If i have some images too small (30, 175) and some images too large (150, 1500), will padding smaller images to larger affect model learning on smaller images?

If you don’t mind, can you please explain this point…


  1. Yes split along width before flattening.
  2. Learning is not impacted. Your network has to have the capacity to learn different feature sizes. Just make sure the image sizes that you see during training are representative of image sizes that are presented during inference.
  3. If each sequence element is, say, (batchx32x64x8), you can flatten it to (batchx32x512) and apply MaxPool1D or AvgPool1D to get a single (batchx32) vector for that sample that is independent of the image dimension.

@safrooze, thanks a lot

I will try this and let you know if I get any errors.


Hi @safrooze,

To get a vector (batchx32) from (batchx32x512), we need to give stride size as the width (here 512) in MaxPool1D. Please correct me if i am wrong…

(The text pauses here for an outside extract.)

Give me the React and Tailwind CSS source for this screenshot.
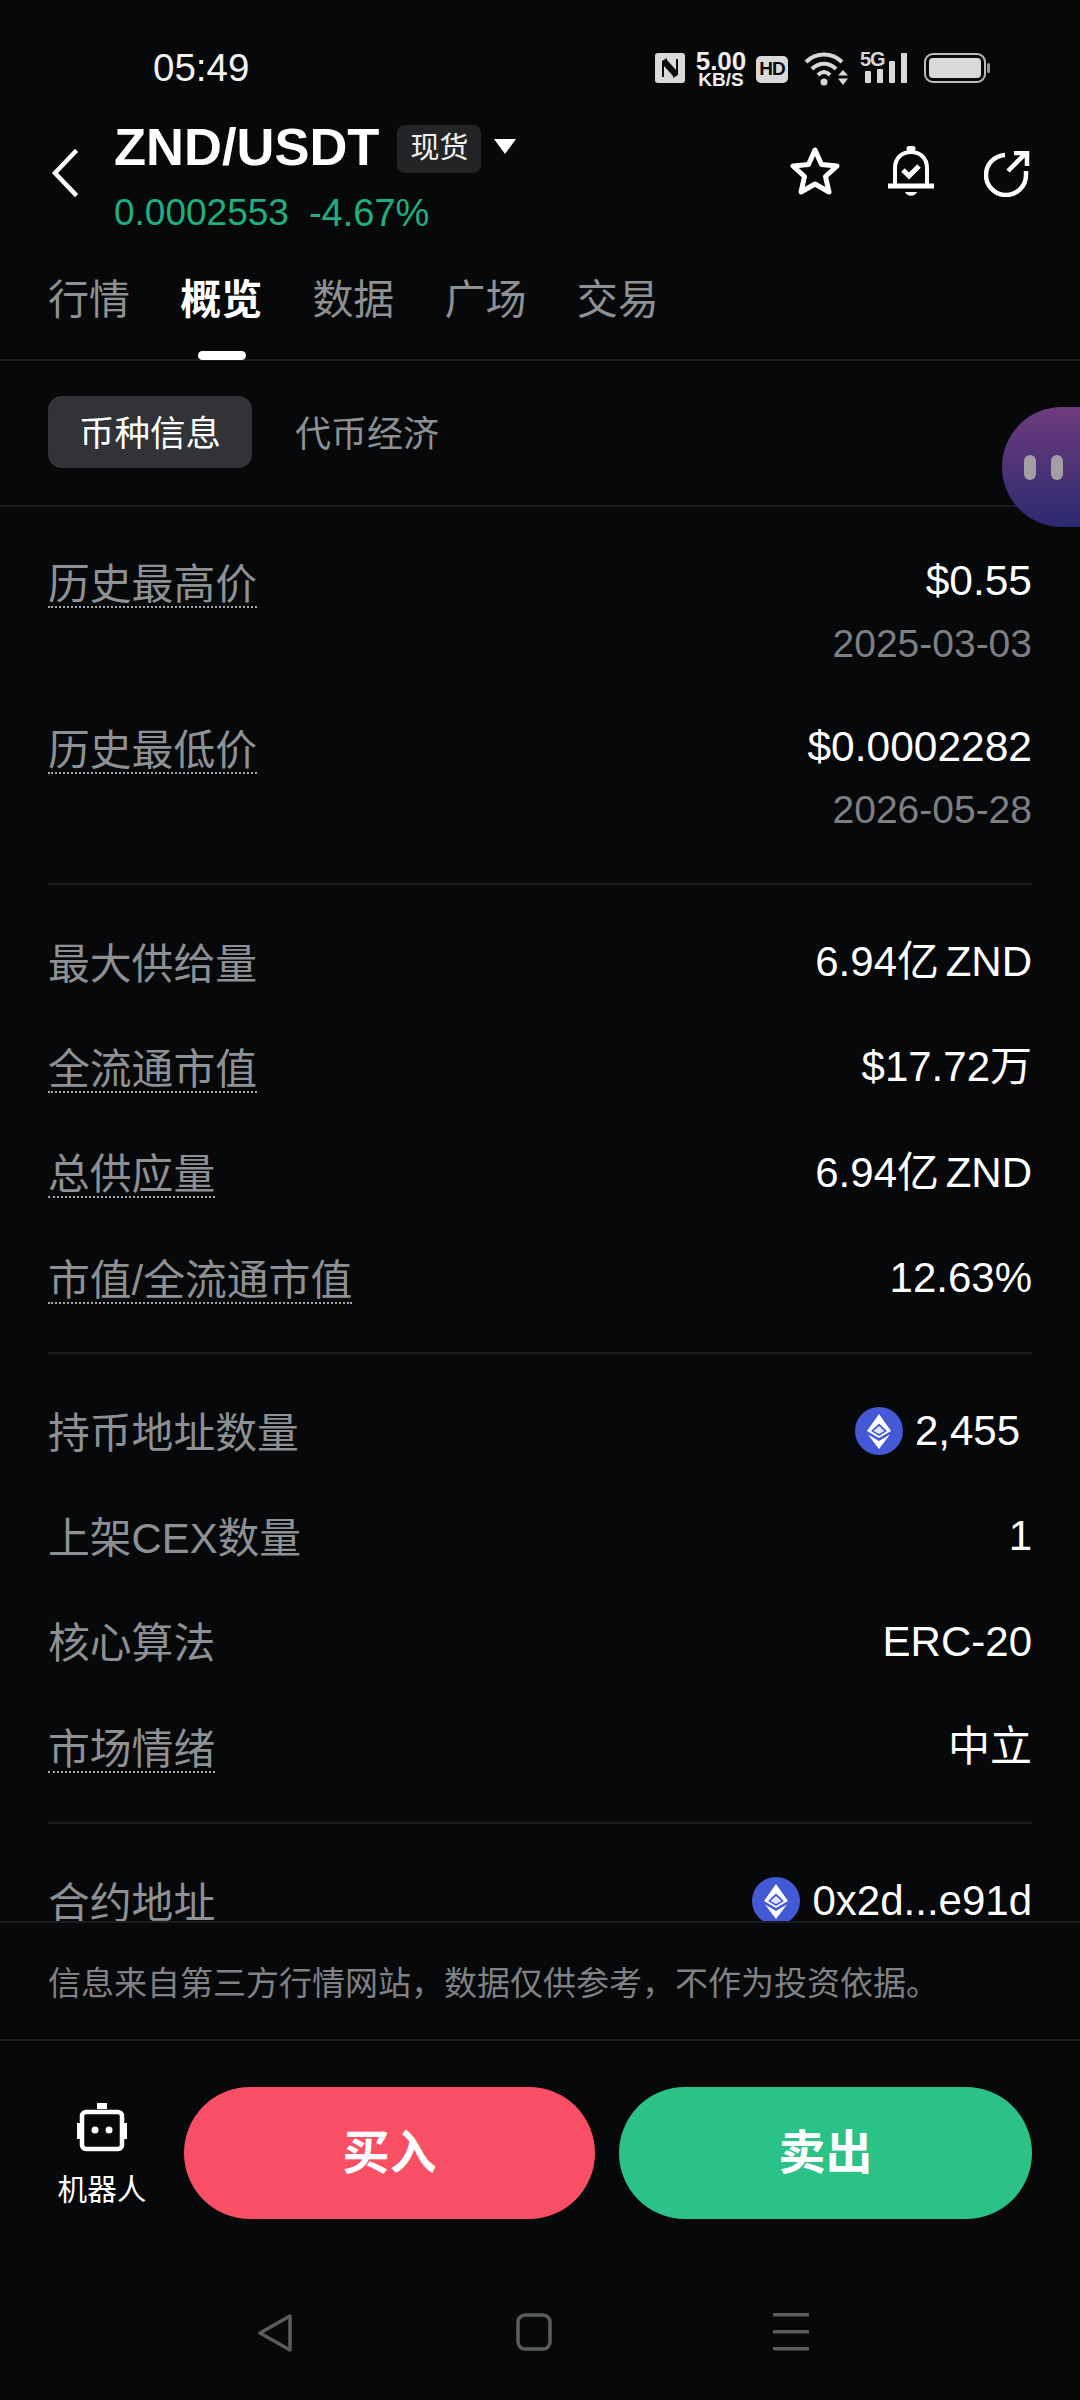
import React from 'react';

const FONT = "font-['Liberation_Sans','Noto_Sans_CJK_SC',sans-serif]";

const EthIcon = ({ size = 48 }) => (
  <svg width={size} height={size} viewBox="0 0 48 48" className="shrink-0">
    <circle cx="24" cy="24" r="24" fill="#4459d6" />
    <path d="M24 7 L36 24 L24 31 L12 24 Z" fill="#fff" />
    <path d="M24 34 L35 27.5 L24 42 L13 27.5 Z" fill="#fff" />
    <path d="M24 16.5 L32 24 L24 29 L16 24 Z" fill="#4459d6" />
    <path d="M24 19 L29.5 24 L24 27 L18.5 24 Z" fill="#dfe3fa" />
  </svg>
);

const StatusBar = () => (
  <div className="flex h-[120px] items-start pt-[52px] pl-[153px] pr-[90px]">
    <span className="text-[38.5px] leading-[32px] text-[#f2f2f2]">05:49</span>
    <div className="ml-auto flex items-start text-[#d9d9d9]">
      <svg width="30" height="30" viewBox="0 0 30 30" className="mt-px">
        <rect width="30" height="30" rx="3" fill="#d9d9d9" />
        <path d="M7 24V8l5-3v2l9 10V6h2v16l-5 3v-2L9 13v11Z" fill="#0a0a0a" />
      </svg>
      <div className="ml-[9px] flex w-[54px] flex-col items-center font-bold">
        <span className="text-[26px] leading-[19px] text-[#eee]">5.00</span>
        <span className="text-[19px] leading-[17px] text-[#eee]">KB/S</span>
      </div>
      <div className="ml-[8px] mt-[4px] flex h-[27px] w-[32px] items-center justify-center rounded-[5px] bg-[#d9d9d9] text-[19px] font-bold tracking-[-1px] text-[#0a0a0a]">HD</div>
      <svg width="44" height="34" viewBox="0 0 44 34" className="ml-[16px]" fill="none" stroke="#d9d9d9" strokeWidth="4">
        <path d="M2 10 C12 0 28 0 38 10" />
        <path d="M8 17 C15 10 25 10 32 17" />
        <path d="M14 23 C18 19 22 19 26 23" />
        <circle cx="20" cy="30" r="3.5" fill="#d9d9d9" stroke="none" />
        <path d="M39 18 L44 23.5 L34 23.5 Z M39 33 L44 26.5 L34 26.5 Z" fill="#d9d9d9" stroke="none" />
      </svg>
      <div className="relative ml-[14px] h-[32px] w-[46px]">
        <span className="absolute -left-[2px] -top-[1px] text-[20px] font-bold leading-[16px] tracking-[-1px] text-[#d9d9d9]">5G</span>
        <svg width="46" height="32" viewBox="0 0 46 32" fill="#d9d9d9">
          <rect x="3" y="19" width="6" height="12" rx="1" />
          <rect x="15" y="17" width="6" height="14" rx="1" />
          <rect x="27" y="9" width="6" height="22" rx="1" />
          <rect x="39" y="1" width="6" height="30" rx="1" />
        </svg>
      </div>
      <svg width="66" height="30" viewBox="0 0 66 30" className="ml-[16px] mt-px">
        <rect x="1" y="1" width="60" height="28" rx="8" fill="none" stroke="#bdbdbd" strokeWidth="2" />
        <rect x="5" y="5" width="52" height="20" rx="4" fill="#d9d9d9" />
        <rect x="63" y="10" width="3" height="10" rx="1.5" fill="#9a9a9a" />
      </svg>
    </div>
  </div>
);

const Header = () => (
  <div className="flex h-[120px] items-start">
    <svg width="28" height="48" viewBox="0 0 28 48" className="ml-[51px] mt-[29px]" fill="none" stroke="#fff" strokeWidth="4.5" strokeLinecap="square">
      <path d="M24 3 L4 24 L24 45" />
    </svg>
    <div className="ml-[35px] -mt-[3px] flex flex-col">
      <div className="flex items-center">
        <span className="text-[52.5px] font-bold leading-[60px] text-white">ZND/USDT</span>
        <span className="ml-[18px] mt-[4px] flex h-[48px] w-[84px] items-center justify-center rounded-[8px] bg-[#232425] text-[29px] text-[#f0f0f0]">现货</span>
        <svg width="22" height="15" viewBox="0 0 22 15" className="ml-[13px] -mt-[2px]">
          <path d="M0 0 H22 L11 15 Z" fill="#fff" />
        </svg>
      </div>
      <div className="mt-[15px] flex text-[37px] leading-[42px] text-[#1faf7f]">
        <span>0.0002553</span>
        <span className="ml-[20px] text-[38px]">-4.67%</span>
      </div>
    </div>
    <div className="ml-auto mr-[50px] mt-[27px] flex items-start">
      <svg width="50" height="48" viewBox="0 0 50 48" fill="none" stroke="#fff" strokeWidth="5" strokeLinejoin="round">
        <path d="M25 3 L31.5 17.5 L47 19 L35.5 29.5 L39 45 L25 37 L11 45 L14.5 29.5 L3 19 L18.5 17.5 Z" />
      </svg>
      <svg width="46" height="52" viewBox="0 0 46 52" className="ml-[48px] -mt-[1px]" fill="none" stroke="#fff" strokeWidth="4">
        <path d="M7 39 V22 C7 12 14 6 23 6 C32 6 39 12 39 22 V39" />
        <path d="M0 40 H46" strokeWidth="5" />
        <path d="M21 2.5 H25" strokeWidth="5" strokeLinecap="round" />
        <path d="M15 24 L21 30 L31 20" strokeWidth="5" />
        <path d="M17 46 H29 C27 51 19 51 17 46 Z" fill="#fff" stroke="none" />
      </svg>
      <svg width="46" height="46" viewBox="0 0 46 46" className="ml-[50px] mt-[4px]" fill="none" stroke="#fff" strokeWidth="4.5">
        <path d="M21 4 C10 5 2 13 2 24 C2 35 11 44 22 44 C33 44 42 35 42 24 L42 20" />
        <path d="M24 20 L42 2 M30 2 H43 V15" />
      </svg>
    </div>
  </div>
);

const tabs = ['行情', '概览', '数据', '广场', '交易'];

const Tabs = () => (
  <div className="flex h-[121px] gap-[49.2px] border-b-2 border-[#1b1d1e] pl-[48px]">
    {tabs.map((t, i) => (
      <div key={t} className="relative w-[83px] pt-[32px]">
        <span className={`text-[41px] leading-[56px] ${i === 1 ? 'font-bold text-white' : 'text-[#8e9194]'}`}>{t}</span>
        {i === 1 && <div className="absolute bottom-[-1px] left-[18px] h-[9px] w-[48px] rounded-full bg-white" />}
      </div>
    ))}
  </div>
);

const SubTabs = () => (
  <div className="flex h-[146px] items-start border-b-2 border-[#1b1d1e] pl-[48px] pt-[35px]">
    <div className="flex h-[72px] w-[204px] items-center justify-center rounded-[14px] bg-[#323336] pt-[6px] text-[35.5px] text-white">币种信息</div>
    <div className="ml-[43px] flex h-[72px] items-center pt-[6px] text-[36px] text-[#8e9194]">代币经济</div>
  </div>
);

const Label = ({ text, dotted }) => (
  <span className={`inline-block h-[48px] text-[41.8px] leading-[50px] text-[#8e9194] ${dotted ? 'border-b-2 border-dotted border-[#a5a8aa]' : ''}`}>{text}</span>
);

const PriceRow = ({ label, value, date }) => (
  <div className="flex h-[166px] items-start justify-between">
    <div className="pt-[10px]"><Label text={label} dotted /></div>
    <div className="flex flex-col items-end pt-[6px]">
      <span className="text-[42.5px] leading-[50px] text-white">{value}</span>
      <span className="mt-[13px] text-[39px] leading-[50px] text-[#7d7f82]">{date}</span>
    </div>
  </div>
);

const Row = ({ label, dotted, children }) => (
  <div className="flex h-[105.3px] items-center justify-between">
    <Label text={label} dotted={dotted} />
    <div className="flex items-center pb-[3px] text-[42px] leading-[50px] [word-spacing:-5px] text-white">{children}</div>
  </div>
);

const Divider = () => <div className="h-[2px] bg-[#1b1d1e]" />;

const Content = () => (
  <div className="h-[1414px] overflow-hidden px-[48px]">
    <div className="h-[376px] pt-[43px]">
      <PriceRow label="历史最高价" value="$0.55" date="2025-03-03" />
      <PriceRow label="历史最低价" value="$0.0002282" date="2026-05-28" />
    </div>
    <Divider />
    <div className="h-[467px] pt-[26px]">
      <Row label="最大供给量">6.94亿 ZND</Row>
      <Row label="全流通市值" dotted>$17.72万</Row>
      <Row label="总供应量" dotted>6.94亿 ZND</Row>
      <Row label="市值/全流通市值" dotted>12.63%</Row>
    </div>
    <Divider />
    <div className="h-[468px] pt-[26px]">
      <Row label="持币地址数量">
        <EthIcon />
        <span className="ml-[12px] mr-[12px]">2,455</span>
      </Row>
      <Row label="上架CEX数量">1</Row>
      <Row label="核心算法">ERC-20</Row>
      <Row label="市场情绪" dotted>中立</Row>
    </div>
    <Divider />
    <div className="pt-[26px]">
      <Row label="合约地址">
        <EthIcon />
        <span className="ml-[12px]">0x2d...e91d</span>
      </Row>
    </div>
  </div>
);

const Notice = () => (
  <div className="flex h-[120px] items-center border-y-2 border-[#1b1d1e] pl-[48px] pt-[5px] text-[33px] text-[#808285]">
    信息来自第三方行情网站，数据仅供参考，不作为投资依据。
  </div>
);

const BottomBar = () => (
  <div className="flex h-[212px] items-start pt-[46px]">
    <div className="flex w-[184px] flex-col items-center pl-[20px] pt-[16px]">
      <svg width="50" height="50" viewBox="0 0 50 50" fill="none" stroke="#fff" strokeWidth="4.5">
        <rect x="5" y="9" width="40" height="37" rx="4" />
        <path d="M20 3 H30" strokeWidth="6" />
        <path d="M1.5 20 V36 M48.5 20 V36" strokeWidth="3" />
        <circle cx="18" cy="27" r="3.5" fill="#fff" stroke="none" />
        <circle cx="32" cy="27" r="3.5" fill="#fff" stroke="none" />
      </svg>
      <span className="mt-[17px] text-[29.6px] leading-[40px] text-white">机器人</span>
    </div>
    <div className="flex h-[132px] w-[411px] items-center justify-center rounded-full bg-[#f94f64] text-[47px] font-bold text-white">买入</div>
    <div className="ml-[24px] flex h-[132px] w-[413px] items-center justify-center rounded-full bg-[#2bc287] text-[47px] font-bold text-white">卖出</div>
  </div>
);

const NavBar = () => (
  <div className="relative flex h-[107px] items-start">
    <svg width="36" height="40" viewBox="0 0 36 40" className="ml-[257px] mt-[60px]" fill="none" stroke="#5a5c5e" strokeWidth="3.5" strokeLinejoin="round">
      <path d="M33 3 V37 L3 20 Z" />
    </svg>
    <svg width="36" height="38" viewBox="0 0 36 38" className="ml-[223px] mt-[60px]" fill="none" stroke="#5a5c5e" strokeWidth="3.5">
      <rect x="2" y="2" width="32" height="34" rx="7" />
    </svg>
    <svg width="36" height="38" viewBox="0 0 36 38" className="ml-[221px] mt-[60px]" fill="#5a5c5e">
      <rect y="0" width="36" height="3.5" />
      <rect y="17" width="36" height="3.5" />
      <rect y="34" width="36" height="3.5" />
    </svg>
  </div>
);

export default function App() {
  return (
    <div className={`relative h-[2400px] w-[1080px] overflow-hidden bg-[#060809] ${FONT}`}>
      <StatusBar />
      <Header />
      <Tabs />
      <SubTabs />
      <Content />
      <Notice />
      <BottomBar />
      <NavBar />
      {/* floating assistant bubble */}
      <div className="absolute left-[1002px] top-[407px] flex h-[120px] w-[78px] items-center gap-[15px] rounded-l-[60px] bg-gradient-to-b from-[#6e3a7c] to-[#2a2a70] pl-[22px]">
        <div className="h-[25px] w-[12px] rounded-full bg-[#a39ea4]" />
        <div className="h-[25px] w-[12px] rounded-full bg-[#a39ea4]" />
      </div>
    </div>
  );
}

No, you’d want to set pool_size to 512 so that it would find the maximum of each channel within the 512 values.

Oh ok, got it…
Thanks @safrooze

Hi @safrooze,

Can i do the same with mx.nd.Pooling() instead of mx.gluon.nn.ManPool1D?
I did it as follows: x is convolution output (BATCH_SIZE, Channels, H1, W1)

    seqs = x.split(num_outputs=SEQ_LEN, axis = 3) # (SEQ_LEN, N, CHANNELS, 
    pooled_seqs = []
    for seq in seqs:
        seq = seq.reshape((seq.shape[0], seq.shape[1], seq.shape[2]*seq.shape[3]))
        pool_seq = mx.nd.Pooling(seq, kernel = 2, pool_size = seq.shape[2])
    x = nd.concat(*[elem.expand_dims(axis=0) for elem in pooled_seqs], dim=0)
    x = x.reshape((x.shape[0], x.shape[1], x.shape[2]))  #(SEQ_LEN, BATCH_SIZE, Channels)
    x = self.lstm(x)

I have a doubt here. Actually, I am getting 512*32 = 16384 features for every sequence and i am reducing it to 32 features. Will it not impact the model performance?

Sorry, i am asking too many questions.